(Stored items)
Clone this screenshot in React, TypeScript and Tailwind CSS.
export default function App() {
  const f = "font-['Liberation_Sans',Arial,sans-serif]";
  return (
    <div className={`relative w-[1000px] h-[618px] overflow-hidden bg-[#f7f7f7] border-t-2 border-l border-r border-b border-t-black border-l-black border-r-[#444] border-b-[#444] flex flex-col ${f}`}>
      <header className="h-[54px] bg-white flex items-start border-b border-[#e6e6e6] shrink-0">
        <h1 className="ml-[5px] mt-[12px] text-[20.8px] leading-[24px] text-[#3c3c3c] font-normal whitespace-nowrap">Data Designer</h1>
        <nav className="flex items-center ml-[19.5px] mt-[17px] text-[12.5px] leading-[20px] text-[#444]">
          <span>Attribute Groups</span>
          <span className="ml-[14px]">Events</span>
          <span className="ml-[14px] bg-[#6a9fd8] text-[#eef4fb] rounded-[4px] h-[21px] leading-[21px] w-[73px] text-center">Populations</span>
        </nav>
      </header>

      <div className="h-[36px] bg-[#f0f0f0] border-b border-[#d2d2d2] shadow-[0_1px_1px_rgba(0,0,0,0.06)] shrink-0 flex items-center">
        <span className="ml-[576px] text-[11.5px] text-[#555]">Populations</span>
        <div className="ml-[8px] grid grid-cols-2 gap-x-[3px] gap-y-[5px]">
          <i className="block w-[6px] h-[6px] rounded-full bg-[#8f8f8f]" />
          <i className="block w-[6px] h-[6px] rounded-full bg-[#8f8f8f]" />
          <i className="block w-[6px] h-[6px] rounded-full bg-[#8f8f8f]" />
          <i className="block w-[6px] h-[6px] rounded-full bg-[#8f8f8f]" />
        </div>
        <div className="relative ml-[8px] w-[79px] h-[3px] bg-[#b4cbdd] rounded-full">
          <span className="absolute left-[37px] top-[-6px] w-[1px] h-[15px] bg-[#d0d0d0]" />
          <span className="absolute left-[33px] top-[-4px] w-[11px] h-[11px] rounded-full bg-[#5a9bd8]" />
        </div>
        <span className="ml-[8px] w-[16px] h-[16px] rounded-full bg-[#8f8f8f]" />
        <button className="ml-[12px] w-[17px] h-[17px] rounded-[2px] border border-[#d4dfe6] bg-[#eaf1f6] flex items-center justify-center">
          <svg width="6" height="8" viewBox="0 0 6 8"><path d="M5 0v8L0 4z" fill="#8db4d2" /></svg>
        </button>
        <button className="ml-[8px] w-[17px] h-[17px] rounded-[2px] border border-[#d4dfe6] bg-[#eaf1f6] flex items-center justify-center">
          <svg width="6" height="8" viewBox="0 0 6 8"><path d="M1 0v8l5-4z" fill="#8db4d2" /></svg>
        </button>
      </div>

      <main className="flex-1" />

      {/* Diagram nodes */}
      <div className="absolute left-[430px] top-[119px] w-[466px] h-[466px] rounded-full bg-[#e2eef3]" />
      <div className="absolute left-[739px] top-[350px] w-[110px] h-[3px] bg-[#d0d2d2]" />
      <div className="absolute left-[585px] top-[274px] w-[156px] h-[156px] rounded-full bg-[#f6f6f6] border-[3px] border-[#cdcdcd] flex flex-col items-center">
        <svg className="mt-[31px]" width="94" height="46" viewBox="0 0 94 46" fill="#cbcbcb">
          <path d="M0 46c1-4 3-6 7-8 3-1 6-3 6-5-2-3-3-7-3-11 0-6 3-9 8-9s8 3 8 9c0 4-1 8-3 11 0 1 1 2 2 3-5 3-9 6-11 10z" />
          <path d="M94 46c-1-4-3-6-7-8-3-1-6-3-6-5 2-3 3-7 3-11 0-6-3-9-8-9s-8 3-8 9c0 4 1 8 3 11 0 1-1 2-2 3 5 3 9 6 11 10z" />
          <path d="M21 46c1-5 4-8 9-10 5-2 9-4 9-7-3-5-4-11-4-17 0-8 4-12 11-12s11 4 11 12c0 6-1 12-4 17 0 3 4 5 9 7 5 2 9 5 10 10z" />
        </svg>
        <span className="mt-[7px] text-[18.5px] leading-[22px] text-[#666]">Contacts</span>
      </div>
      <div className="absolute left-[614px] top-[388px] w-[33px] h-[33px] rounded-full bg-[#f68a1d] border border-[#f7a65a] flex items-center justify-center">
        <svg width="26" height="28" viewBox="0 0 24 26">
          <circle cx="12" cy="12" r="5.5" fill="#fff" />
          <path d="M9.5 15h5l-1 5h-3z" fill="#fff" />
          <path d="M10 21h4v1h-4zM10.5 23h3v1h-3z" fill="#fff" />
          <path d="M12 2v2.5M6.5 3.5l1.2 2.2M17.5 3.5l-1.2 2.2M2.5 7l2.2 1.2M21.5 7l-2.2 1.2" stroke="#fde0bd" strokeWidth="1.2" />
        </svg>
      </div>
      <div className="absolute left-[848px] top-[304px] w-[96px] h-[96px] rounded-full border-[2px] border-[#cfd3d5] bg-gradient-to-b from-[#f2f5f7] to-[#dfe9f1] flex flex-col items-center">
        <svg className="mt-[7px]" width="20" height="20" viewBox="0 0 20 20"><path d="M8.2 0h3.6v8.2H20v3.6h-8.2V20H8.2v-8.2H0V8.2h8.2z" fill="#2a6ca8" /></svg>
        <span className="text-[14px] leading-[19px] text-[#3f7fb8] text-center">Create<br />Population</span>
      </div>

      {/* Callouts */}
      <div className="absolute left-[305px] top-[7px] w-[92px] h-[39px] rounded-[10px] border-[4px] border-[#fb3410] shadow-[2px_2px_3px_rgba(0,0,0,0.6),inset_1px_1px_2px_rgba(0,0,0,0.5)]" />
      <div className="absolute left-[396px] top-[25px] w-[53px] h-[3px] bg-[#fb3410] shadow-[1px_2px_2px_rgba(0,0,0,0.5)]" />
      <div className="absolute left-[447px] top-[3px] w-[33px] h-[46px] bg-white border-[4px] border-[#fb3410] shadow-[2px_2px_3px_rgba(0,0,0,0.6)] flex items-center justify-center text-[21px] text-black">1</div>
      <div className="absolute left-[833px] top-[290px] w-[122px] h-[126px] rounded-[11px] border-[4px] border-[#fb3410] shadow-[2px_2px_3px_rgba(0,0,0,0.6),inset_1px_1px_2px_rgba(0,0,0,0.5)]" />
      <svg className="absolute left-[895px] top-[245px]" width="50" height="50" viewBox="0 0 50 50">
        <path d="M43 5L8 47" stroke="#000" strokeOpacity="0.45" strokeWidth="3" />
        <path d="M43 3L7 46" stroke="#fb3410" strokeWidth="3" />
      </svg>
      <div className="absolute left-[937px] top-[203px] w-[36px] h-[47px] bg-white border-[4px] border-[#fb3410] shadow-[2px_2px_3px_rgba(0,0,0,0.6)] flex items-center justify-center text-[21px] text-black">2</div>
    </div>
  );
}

---

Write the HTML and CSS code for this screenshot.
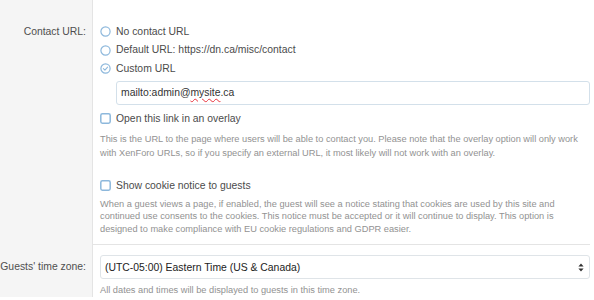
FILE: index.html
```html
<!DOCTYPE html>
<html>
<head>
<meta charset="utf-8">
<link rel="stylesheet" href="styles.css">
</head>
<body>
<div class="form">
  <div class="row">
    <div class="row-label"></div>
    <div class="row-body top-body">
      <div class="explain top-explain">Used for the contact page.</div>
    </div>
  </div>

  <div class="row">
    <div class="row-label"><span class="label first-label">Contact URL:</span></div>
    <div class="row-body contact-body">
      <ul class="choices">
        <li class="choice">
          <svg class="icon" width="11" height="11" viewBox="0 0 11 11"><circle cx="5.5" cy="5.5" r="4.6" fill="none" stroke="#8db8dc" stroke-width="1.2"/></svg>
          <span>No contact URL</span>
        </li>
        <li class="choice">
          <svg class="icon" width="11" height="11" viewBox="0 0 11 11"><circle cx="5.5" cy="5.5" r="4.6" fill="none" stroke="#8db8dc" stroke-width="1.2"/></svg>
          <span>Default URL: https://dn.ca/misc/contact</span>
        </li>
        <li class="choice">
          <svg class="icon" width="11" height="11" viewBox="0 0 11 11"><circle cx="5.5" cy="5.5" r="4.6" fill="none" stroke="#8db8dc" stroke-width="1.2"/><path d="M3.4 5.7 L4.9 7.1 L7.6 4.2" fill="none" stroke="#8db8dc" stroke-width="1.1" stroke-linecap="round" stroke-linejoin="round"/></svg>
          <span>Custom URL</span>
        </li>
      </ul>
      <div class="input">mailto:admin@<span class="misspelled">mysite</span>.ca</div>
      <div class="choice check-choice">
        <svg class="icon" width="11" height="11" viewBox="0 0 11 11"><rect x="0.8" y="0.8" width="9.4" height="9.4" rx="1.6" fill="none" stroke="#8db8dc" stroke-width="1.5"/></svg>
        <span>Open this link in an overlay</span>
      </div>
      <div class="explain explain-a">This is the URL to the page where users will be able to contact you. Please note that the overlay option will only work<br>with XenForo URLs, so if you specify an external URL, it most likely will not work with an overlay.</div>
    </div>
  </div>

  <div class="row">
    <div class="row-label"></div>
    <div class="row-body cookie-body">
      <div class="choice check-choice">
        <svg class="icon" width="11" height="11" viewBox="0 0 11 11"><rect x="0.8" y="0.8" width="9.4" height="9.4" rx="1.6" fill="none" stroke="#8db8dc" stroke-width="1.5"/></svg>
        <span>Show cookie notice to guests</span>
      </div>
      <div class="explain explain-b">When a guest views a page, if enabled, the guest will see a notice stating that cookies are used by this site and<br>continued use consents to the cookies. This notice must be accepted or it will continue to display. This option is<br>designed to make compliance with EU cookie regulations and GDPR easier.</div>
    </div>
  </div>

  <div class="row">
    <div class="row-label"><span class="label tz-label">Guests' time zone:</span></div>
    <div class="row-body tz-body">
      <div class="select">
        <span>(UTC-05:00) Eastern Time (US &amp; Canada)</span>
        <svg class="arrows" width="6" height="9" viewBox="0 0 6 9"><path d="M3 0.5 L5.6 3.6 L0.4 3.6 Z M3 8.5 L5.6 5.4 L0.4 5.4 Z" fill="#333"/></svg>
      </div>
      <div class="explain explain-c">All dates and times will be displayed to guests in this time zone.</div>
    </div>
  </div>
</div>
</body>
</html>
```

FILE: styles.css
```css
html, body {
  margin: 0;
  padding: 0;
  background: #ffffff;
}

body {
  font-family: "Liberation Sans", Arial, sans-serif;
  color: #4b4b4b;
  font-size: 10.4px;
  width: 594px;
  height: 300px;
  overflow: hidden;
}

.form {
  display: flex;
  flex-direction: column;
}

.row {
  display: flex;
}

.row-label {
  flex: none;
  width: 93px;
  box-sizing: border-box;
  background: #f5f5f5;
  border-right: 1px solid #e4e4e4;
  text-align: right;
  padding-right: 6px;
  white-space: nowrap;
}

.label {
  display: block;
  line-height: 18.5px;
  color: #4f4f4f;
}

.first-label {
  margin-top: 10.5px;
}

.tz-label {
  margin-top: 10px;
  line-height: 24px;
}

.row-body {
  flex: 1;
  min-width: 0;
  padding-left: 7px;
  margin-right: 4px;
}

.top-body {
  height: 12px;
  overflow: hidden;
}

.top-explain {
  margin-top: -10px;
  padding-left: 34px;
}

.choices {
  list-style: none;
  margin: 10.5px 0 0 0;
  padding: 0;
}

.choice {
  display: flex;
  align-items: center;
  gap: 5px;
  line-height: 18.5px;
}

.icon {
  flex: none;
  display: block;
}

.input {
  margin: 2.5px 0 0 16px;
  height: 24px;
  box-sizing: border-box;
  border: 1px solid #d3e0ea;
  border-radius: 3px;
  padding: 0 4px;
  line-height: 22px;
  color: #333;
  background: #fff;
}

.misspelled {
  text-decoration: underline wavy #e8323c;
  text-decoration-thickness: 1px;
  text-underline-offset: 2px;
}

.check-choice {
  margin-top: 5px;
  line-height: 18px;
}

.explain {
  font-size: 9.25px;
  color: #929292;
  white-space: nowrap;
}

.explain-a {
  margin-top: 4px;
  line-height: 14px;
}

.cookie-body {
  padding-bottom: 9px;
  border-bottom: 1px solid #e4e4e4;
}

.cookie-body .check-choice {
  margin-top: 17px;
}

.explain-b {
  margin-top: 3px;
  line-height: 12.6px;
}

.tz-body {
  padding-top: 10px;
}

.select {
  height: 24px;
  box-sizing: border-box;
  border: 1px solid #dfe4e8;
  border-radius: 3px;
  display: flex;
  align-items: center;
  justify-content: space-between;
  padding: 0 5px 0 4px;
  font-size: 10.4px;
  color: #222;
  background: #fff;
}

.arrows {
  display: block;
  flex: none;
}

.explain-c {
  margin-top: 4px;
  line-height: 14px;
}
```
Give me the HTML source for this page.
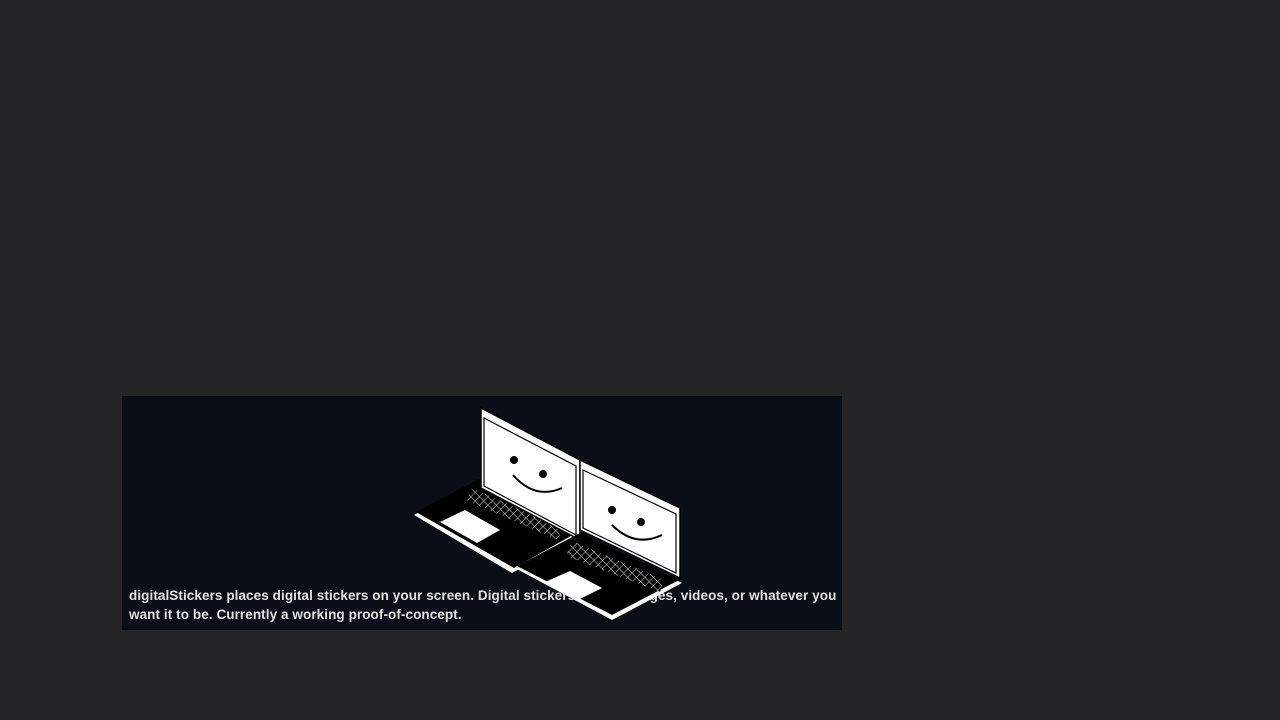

(REQUIREMENT):
Which lines include "screenshot"? Copy each of them out.

(ANSWER):
Clone this screenshot in React, TypeScript and Tailwind CSS.
Write the HTML and CSS code for this screenshot.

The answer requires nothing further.